Exercise prompt: Lines containing the word "this" should be extracted in full.

Extracted data entries:
══════

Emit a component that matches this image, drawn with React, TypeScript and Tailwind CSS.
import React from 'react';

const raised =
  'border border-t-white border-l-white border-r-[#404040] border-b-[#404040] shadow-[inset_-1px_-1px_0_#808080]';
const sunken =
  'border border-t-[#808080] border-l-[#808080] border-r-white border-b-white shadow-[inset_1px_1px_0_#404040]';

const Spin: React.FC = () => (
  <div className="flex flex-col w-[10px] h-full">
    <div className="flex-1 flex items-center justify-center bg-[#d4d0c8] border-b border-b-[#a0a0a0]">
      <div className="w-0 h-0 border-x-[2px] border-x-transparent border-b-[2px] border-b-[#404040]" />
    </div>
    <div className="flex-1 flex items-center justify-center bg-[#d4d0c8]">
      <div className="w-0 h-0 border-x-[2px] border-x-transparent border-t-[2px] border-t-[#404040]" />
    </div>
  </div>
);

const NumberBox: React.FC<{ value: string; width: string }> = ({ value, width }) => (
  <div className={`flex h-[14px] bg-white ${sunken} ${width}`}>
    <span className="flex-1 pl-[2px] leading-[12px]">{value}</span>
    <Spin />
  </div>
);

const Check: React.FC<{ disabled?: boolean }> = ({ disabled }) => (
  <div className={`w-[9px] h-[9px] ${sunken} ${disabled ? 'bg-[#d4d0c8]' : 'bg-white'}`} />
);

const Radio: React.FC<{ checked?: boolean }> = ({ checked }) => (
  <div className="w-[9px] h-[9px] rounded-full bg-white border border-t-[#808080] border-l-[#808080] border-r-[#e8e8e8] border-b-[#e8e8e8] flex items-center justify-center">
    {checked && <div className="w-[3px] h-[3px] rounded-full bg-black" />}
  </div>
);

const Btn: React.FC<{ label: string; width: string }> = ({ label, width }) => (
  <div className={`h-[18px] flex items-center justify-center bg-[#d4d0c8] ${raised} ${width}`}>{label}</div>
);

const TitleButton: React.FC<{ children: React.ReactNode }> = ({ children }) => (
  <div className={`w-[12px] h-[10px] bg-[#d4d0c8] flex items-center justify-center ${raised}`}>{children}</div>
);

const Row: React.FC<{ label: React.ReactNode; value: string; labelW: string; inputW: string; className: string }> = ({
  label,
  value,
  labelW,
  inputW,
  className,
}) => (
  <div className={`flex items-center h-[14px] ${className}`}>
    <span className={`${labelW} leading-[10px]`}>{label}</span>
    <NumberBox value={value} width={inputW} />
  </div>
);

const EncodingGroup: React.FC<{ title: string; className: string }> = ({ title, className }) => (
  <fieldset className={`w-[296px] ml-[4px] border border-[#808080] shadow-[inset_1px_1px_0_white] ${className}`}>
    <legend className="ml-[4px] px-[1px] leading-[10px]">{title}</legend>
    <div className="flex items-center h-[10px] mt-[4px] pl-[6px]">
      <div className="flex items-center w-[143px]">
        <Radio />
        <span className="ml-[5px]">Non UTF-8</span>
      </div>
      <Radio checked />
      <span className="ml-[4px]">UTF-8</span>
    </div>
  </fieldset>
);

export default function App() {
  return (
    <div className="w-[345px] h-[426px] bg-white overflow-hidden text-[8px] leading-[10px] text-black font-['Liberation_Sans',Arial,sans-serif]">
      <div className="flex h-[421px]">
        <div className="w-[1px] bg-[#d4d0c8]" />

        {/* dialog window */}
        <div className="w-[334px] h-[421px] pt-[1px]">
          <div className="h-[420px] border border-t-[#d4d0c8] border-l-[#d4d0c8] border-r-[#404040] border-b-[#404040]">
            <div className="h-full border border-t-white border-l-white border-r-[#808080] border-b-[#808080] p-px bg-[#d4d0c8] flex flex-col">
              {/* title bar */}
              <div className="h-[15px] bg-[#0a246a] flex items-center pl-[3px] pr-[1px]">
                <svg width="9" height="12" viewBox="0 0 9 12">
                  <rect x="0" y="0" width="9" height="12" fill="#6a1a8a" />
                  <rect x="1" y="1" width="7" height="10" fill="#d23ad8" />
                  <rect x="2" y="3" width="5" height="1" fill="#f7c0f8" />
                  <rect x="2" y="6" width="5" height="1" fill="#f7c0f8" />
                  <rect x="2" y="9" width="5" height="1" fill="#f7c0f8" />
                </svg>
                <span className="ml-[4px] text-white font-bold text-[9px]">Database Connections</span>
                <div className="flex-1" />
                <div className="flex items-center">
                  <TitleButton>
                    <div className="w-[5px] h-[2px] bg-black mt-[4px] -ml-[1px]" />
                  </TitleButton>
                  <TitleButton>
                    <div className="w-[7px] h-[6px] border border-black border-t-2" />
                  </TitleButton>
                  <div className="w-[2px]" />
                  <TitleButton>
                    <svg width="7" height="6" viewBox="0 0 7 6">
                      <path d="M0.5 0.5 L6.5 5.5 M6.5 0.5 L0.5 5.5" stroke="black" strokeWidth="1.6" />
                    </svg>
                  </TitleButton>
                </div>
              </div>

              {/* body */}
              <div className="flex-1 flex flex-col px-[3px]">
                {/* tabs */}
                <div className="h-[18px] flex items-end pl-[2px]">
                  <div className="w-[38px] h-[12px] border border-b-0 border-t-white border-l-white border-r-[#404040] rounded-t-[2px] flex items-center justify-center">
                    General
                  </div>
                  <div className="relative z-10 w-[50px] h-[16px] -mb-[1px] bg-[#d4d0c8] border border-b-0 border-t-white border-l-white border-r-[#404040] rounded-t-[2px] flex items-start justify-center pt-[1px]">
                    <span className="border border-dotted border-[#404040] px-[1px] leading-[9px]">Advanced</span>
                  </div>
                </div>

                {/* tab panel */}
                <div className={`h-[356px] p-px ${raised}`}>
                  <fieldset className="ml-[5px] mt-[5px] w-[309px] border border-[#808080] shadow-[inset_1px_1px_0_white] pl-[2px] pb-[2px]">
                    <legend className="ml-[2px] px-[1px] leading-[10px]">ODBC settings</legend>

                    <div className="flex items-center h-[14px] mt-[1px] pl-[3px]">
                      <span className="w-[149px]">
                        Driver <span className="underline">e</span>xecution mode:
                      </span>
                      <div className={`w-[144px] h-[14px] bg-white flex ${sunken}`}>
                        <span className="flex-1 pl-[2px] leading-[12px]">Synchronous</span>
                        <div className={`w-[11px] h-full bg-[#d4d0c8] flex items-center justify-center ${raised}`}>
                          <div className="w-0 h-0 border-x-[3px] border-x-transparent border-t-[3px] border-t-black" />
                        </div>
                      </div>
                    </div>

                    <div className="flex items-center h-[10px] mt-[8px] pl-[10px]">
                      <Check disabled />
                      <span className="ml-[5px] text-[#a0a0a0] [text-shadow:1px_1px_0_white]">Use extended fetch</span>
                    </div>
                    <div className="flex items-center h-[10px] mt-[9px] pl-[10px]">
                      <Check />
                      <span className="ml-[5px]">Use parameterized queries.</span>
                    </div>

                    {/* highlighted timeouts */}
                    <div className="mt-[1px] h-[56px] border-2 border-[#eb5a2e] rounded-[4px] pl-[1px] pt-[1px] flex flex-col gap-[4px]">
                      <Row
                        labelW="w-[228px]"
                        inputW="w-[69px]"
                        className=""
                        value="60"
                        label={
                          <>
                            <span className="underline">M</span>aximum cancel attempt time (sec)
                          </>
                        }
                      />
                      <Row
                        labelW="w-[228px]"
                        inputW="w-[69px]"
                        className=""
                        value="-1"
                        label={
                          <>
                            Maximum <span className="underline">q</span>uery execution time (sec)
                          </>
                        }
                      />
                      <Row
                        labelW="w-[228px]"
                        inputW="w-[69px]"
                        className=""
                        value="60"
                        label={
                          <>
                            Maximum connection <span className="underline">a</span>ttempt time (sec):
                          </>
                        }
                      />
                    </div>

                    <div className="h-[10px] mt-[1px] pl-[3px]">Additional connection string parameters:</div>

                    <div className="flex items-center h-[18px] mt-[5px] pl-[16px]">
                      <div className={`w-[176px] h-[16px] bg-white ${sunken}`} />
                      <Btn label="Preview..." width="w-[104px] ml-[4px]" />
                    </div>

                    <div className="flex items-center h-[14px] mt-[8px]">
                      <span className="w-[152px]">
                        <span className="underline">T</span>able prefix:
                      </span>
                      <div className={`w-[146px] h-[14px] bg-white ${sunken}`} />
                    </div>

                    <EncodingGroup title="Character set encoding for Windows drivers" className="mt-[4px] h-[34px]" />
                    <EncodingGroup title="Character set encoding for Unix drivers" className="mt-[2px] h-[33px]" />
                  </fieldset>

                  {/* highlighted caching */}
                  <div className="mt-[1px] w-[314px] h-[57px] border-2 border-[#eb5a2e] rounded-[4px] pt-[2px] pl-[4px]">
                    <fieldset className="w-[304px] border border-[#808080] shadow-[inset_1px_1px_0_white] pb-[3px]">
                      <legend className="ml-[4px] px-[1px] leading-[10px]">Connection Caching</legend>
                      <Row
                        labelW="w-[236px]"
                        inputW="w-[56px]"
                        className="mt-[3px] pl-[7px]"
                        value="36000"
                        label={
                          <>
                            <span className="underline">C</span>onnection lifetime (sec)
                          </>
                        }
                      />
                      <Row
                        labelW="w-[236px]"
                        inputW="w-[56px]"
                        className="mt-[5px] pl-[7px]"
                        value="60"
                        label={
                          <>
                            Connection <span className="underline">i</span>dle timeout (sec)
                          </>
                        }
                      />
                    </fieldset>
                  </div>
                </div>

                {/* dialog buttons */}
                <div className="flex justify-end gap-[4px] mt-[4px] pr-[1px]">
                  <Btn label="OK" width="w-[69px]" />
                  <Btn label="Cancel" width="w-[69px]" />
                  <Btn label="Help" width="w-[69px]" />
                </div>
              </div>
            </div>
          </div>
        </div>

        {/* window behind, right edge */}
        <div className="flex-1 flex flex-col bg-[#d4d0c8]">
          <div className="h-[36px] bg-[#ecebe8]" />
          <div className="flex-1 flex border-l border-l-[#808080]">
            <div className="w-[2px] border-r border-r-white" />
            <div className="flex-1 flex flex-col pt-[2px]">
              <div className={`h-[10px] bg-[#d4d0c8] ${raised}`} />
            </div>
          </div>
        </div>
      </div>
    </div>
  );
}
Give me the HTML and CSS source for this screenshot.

══════

Reply:
Emit a component that matches this image, drawn with React, TypeScript and Tailwind CSS.
Give me the HTML and CSS source for this screenshot.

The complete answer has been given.